- SUPPLIED MATERIAL -
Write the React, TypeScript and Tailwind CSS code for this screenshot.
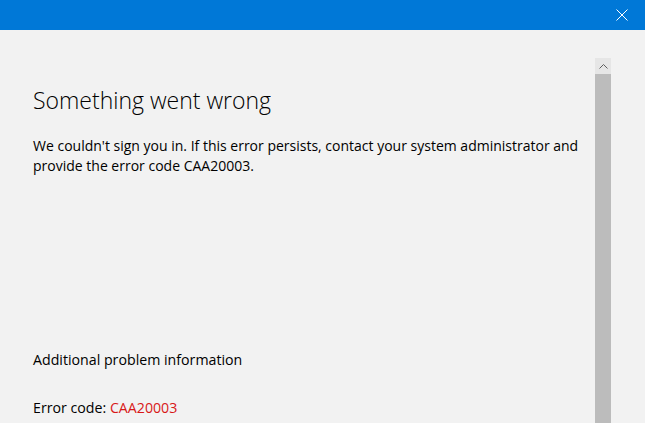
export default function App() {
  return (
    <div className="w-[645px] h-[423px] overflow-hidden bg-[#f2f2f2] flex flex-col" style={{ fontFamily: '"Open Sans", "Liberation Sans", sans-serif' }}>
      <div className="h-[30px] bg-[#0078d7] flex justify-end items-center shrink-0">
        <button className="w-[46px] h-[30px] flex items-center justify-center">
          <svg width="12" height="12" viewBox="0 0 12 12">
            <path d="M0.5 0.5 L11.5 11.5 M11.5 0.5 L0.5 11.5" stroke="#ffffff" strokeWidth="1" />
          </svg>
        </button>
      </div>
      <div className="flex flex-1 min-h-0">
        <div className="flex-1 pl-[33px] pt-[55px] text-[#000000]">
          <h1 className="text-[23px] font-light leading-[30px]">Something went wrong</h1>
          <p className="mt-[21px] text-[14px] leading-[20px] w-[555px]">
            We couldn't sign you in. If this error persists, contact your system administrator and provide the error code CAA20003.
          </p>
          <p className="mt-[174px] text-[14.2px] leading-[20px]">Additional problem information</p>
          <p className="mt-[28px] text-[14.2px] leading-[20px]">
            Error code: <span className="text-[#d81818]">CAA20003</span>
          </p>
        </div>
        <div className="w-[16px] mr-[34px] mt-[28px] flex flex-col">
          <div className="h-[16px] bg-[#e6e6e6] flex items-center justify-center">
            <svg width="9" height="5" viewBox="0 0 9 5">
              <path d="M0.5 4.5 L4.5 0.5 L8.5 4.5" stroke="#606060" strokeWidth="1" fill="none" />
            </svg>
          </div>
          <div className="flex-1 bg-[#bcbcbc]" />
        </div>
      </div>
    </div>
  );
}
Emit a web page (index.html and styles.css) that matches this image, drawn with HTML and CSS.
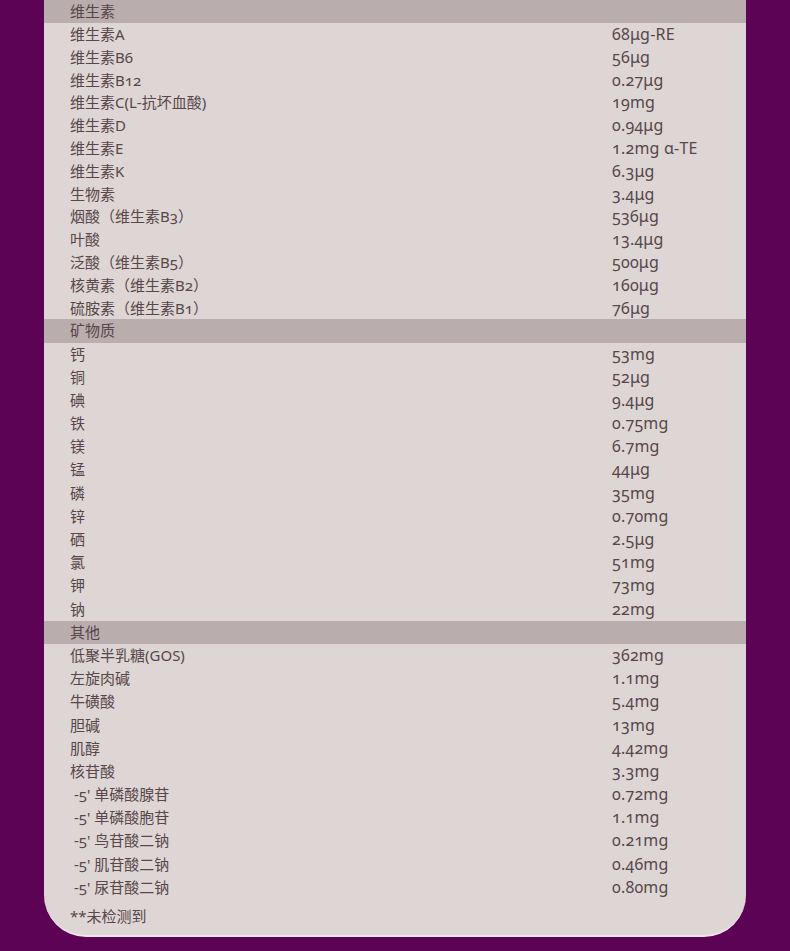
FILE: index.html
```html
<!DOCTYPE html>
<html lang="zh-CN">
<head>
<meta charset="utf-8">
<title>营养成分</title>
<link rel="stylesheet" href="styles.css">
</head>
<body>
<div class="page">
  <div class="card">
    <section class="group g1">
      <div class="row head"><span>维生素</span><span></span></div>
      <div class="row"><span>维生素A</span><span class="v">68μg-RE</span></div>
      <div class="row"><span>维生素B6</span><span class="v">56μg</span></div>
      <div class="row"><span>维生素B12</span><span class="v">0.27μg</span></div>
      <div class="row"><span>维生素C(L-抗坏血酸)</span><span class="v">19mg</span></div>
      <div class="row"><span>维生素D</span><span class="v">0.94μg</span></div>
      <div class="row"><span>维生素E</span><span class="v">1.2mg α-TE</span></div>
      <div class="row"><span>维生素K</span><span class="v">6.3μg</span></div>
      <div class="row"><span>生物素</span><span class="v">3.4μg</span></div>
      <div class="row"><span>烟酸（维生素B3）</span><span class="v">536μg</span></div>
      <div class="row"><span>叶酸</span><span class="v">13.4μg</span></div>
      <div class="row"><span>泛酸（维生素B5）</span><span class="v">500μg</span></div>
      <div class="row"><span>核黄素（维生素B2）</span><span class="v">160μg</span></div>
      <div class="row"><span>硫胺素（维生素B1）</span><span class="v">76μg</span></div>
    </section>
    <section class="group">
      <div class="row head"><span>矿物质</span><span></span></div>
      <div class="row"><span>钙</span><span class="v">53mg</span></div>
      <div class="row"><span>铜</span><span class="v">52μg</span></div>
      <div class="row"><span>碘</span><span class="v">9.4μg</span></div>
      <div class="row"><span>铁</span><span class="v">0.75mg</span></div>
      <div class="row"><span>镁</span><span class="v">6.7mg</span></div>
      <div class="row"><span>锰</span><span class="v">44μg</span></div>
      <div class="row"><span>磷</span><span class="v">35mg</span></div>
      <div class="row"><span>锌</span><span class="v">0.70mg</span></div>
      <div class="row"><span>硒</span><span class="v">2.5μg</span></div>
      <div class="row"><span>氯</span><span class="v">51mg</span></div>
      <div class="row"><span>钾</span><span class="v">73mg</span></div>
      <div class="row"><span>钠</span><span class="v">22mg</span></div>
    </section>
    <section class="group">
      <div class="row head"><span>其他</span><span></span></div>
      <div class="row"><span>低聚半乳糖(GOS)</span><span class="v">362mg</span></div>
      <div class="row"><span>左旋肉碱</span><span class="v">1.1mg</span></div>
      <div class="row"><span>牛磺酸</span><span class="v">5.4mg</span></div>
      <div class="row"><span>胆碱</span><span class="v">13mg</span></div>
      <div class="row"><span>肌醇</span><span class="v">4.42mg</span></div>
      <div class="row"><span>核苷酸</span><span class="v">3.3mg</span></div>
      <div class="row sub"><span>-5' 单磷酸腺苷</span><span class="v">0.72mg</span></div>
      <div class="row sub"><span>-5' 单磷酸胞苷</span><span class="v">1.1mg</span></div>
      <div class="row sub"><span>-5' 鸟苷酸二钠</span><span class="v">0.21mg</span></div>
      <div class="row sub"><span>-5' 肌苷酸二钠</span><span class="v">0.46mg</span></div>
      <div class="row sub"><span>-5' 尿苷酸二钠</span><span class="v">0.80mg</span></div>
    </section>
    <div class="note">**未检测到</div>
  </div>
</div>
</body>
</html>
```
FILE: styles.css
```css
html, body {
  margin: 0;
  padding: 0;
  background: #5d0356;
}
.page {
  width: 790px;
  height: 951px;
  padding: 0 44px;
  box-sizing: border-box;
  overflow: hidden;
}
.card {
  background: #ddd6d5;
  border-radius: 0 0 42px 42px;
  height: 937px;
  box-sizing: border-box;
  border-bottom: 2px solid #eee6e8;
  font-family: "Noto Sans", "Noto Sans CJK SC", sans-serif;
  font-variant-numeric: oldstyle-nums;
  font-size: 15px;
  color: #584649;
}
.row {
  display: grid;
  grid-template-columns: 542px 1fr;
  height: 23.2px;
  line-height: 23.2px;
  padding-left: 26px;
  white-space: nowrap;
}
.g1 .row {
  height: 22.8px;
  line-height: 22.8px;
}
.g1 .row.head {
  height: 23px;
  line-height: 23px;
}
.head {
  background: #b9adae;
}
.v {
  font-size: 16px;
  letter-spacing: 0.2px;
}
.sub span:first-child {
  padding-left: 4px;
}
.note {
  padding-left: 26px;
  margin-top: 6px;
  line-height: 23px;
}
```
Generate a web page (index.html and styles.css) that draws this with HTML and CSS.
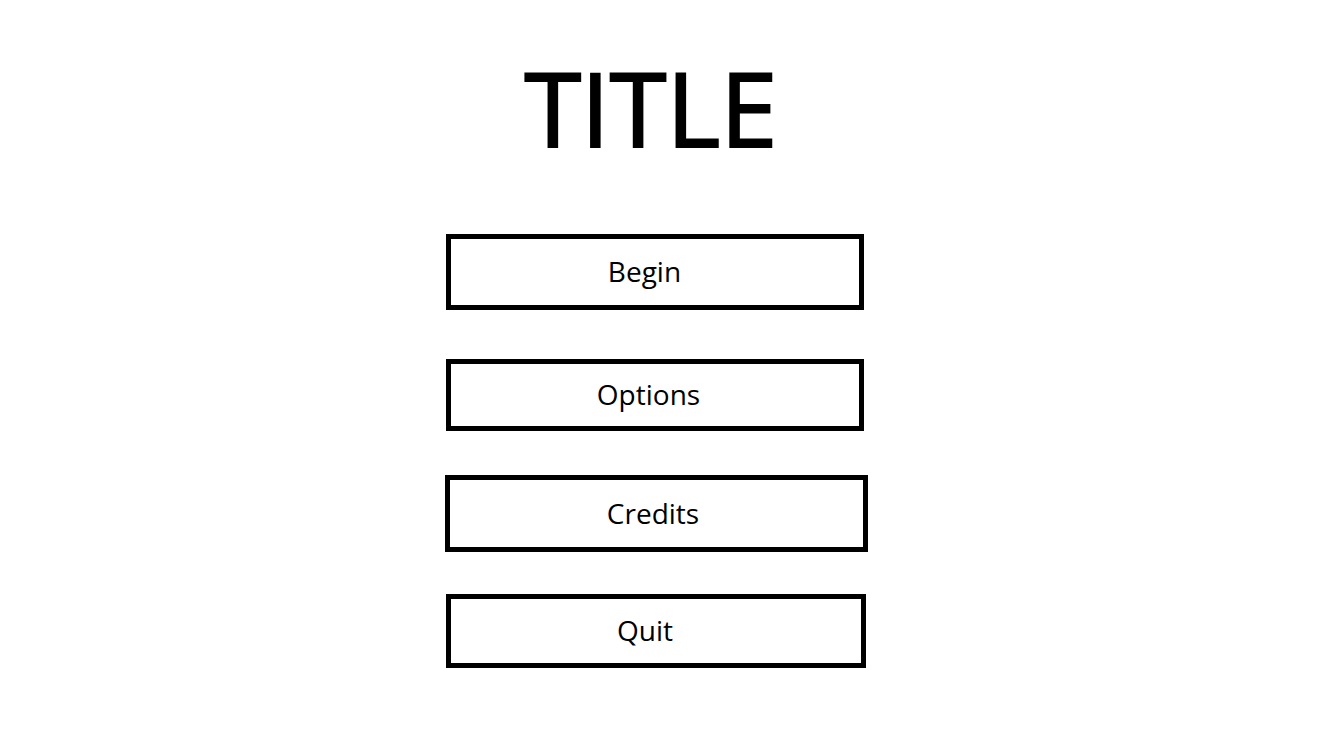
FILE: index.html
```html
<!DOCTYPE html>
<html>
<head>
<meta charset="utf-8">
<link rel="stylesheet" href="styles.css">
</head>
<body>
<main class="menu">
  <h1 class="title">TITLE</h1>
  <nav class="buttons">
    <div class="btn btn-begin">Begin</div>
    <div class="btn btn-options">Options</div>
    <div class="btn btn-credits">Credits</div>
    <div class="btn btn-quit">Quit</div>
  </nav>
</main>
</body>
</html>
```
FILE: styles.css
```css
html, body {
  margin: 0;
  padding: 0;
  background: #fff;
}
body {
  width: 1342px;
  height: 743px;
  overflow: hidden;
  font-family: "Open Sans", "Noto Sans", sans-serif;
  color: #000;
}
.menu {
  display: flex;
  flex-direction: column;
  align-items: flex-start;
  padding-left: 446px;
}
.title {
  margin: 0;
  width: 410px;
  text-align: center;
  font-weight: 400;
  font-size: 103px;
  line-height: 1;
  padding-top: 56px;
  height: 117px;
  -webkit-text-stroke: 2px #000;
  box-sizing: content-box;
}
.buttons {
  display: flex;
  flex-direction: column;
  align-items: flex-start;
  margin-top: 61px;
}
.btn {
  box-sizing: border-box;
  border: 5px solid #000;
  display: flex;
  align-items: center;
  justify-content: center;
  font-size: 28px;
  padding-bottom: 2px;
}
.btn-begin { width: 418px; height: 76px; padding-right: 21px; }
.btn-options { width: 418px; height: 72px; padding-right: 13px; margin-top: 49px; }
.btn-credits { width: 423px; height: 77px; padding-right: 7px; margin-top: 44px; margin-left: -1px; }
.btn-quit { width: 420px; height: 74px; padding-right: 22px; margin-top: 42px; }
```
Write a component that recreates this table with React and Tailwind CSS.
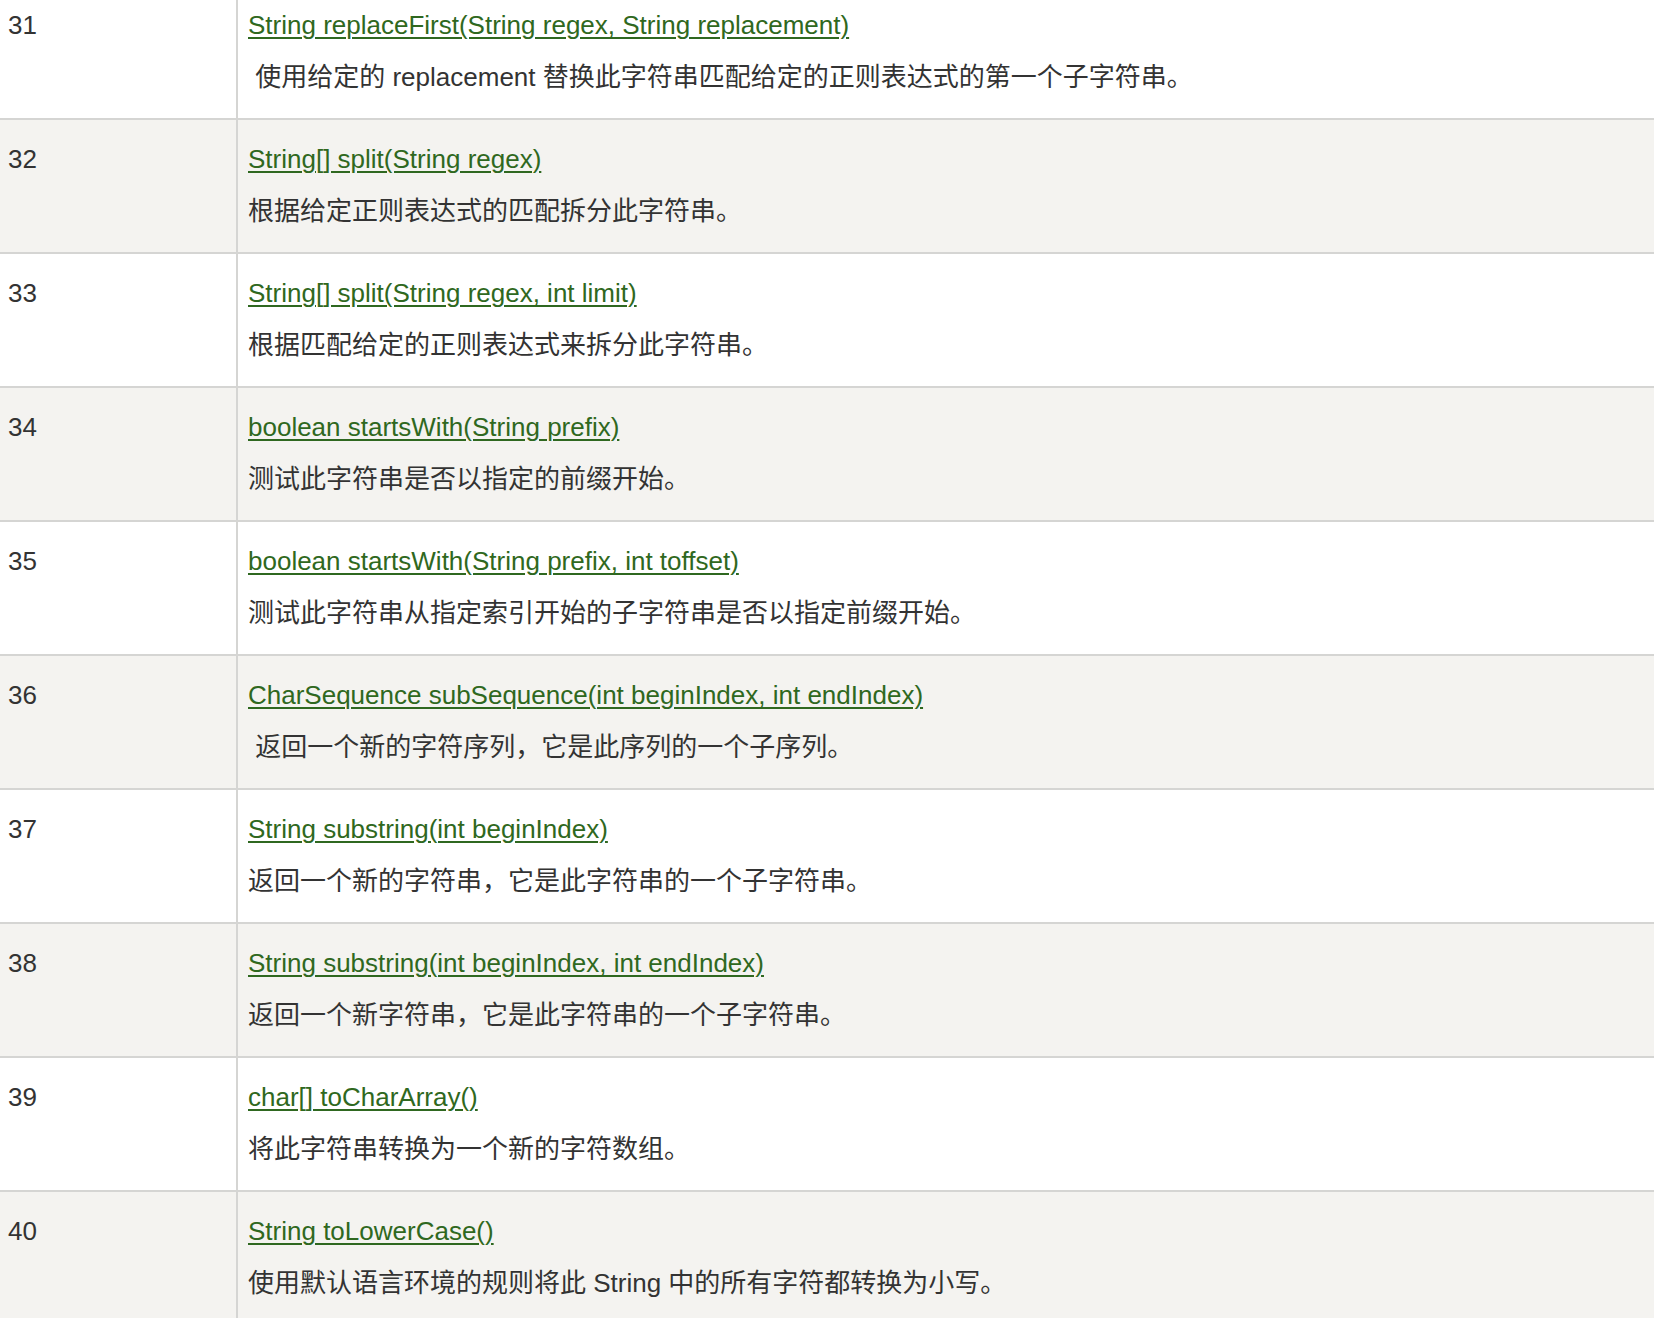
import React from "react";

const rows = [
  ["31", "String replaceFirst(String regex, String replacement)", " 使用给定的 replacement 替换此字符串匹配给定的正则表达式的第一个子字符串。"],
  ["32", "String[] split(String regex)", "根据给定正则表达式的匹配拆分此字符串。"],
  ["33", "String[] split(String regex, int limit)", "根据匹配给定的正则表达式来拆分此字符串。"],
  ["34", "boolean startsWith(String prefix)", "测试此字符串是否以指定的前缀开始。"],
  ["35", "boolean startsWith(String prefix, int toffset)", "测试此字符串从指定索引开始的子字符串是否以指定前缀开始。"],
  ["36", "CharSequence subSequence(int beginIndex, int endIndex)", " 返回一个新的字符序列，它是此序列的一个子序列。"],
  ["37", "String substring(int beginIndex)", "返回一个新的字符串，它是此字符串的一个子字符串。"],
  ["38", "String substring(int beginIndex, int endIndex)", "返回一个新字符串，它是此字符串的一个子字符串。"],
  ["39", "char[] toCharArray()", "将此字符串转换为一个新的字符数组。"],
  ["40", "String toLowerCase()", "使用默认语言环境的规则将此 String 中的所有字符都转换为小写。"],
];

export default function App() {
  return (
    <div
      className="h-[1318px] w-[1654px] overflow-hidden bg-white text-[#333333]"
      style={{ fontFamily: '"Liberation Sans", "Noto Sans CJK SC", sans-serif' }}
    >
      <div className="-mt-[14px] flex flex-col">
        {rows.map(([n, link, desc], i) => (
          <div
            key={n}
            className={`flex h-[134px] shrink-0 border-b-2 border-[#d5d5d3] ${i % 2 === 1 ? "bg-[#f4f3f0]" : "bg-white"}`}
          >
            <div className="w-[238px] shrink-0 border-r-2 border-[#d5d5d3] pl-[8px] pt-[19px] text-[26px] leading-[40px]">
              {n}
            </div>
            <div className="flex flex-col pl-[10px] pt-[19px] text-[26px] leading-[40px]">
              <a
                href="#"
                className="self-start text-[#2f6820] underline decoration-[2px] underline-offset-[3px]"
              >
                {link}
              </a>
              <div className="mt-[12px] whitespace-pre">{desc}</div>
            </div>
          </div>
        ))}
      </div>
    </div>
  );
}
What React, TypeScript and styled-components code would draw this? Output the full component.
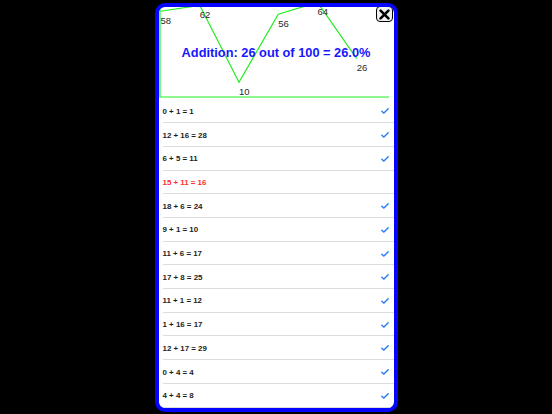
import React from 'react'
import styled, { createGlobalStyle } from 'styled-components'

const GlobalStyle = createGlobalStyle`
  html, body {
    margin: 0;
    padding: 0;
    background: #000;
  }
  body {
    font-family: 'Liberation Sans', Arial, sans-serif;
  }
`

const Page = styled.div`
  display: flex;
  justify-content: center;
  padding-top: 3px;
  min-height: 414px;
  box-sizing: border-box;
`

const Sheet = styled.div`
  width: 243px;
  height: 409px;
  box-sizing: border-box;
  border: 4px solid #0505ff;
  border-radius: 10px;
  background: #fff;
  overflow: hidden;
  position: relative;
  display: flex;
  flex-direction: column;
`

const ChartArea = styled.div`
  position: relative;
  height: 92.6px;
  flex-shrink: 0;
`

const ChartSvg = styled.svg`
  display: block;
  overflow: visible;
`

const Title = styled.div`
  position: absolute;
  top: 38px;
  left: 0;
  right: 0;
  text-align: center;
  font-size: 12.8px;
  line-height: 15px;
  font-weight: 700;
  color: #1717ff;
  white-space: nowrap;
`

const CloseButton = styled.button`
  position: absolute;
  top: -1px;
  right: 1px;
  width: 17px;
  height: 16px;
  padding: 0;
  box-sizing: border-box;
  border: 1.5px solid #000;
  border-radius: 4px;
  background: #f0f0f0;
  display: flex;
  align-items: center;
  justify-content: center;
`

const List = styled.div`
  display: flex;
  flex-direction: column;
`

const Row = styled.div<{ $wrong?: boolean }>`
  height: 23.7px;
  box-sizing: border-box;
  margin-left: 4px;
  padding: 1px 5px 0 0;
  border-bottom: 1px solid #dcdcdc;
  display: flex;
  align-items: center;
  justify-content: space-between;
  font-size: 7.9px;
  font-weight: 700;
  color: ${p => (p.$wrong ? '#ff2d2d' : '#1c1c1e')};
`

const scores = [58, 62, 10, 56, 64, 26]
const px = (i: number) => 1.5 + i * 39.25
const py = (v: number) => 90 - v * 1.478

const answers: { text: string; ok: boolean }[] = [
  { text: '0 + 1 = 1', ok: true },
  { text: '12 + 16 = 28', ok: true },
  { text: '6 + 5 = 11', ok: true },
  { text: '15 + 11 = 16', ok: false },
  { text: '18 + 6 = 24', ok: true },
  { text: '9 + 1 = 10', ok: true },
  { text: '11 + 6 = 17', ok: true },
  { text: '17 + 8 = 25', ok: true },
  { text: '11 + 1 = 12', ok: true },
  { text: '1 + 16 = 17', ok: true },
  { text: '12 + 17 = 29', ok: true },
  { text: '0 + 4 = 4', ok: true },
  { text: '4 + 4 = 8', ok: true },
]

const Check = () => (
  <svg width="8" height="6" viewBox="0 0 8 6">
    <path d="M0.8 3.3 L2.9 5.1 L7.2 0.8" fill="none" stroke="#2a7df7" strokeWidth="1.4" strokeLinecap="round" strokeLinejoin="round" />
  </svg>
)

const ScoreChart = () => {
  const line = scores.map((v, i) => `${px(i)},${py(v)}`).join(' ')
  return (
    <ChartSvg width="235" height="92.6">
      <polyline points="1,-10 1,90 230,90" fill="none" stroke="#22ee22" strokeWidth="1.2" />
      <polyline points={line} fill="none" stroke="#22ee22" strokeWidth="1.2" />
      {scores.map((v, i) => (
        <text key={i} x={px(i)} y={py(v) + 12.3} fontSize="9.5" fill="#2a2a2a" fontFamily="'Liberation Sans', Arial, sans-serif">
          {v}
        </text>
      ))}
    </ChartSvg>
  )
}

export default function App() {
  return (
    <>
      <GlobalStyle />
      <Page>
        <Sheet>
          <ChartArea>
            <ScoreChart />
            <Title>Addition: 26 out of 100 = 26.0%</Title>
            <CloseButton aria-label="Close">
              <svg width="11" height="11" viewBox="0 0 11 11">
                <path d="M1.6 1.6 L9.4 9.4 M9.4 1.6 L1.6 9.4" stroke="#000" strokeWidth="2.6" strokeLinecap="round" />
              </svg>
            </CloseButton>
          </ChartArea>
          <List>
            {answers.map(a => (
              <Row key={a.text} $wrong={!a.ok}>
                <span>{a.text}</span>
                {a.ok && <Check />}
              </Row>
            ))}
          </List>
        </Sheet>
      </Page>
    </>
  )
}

- AIM OF THE EXERCISE -
From the listing above, pick out every line containing "code".

- THE OUTPUT -
Write the React, TypeScript and Tailwind CSS code for this screenshot.
            We couldn't sign you in. If this error persists, contact your system administrator and provide the error code CAA20003.
            Error code: <span className="text-[#d81818]">CAA20003</span>
What React, TypeScript and styled-components code would draw this? Output the full component.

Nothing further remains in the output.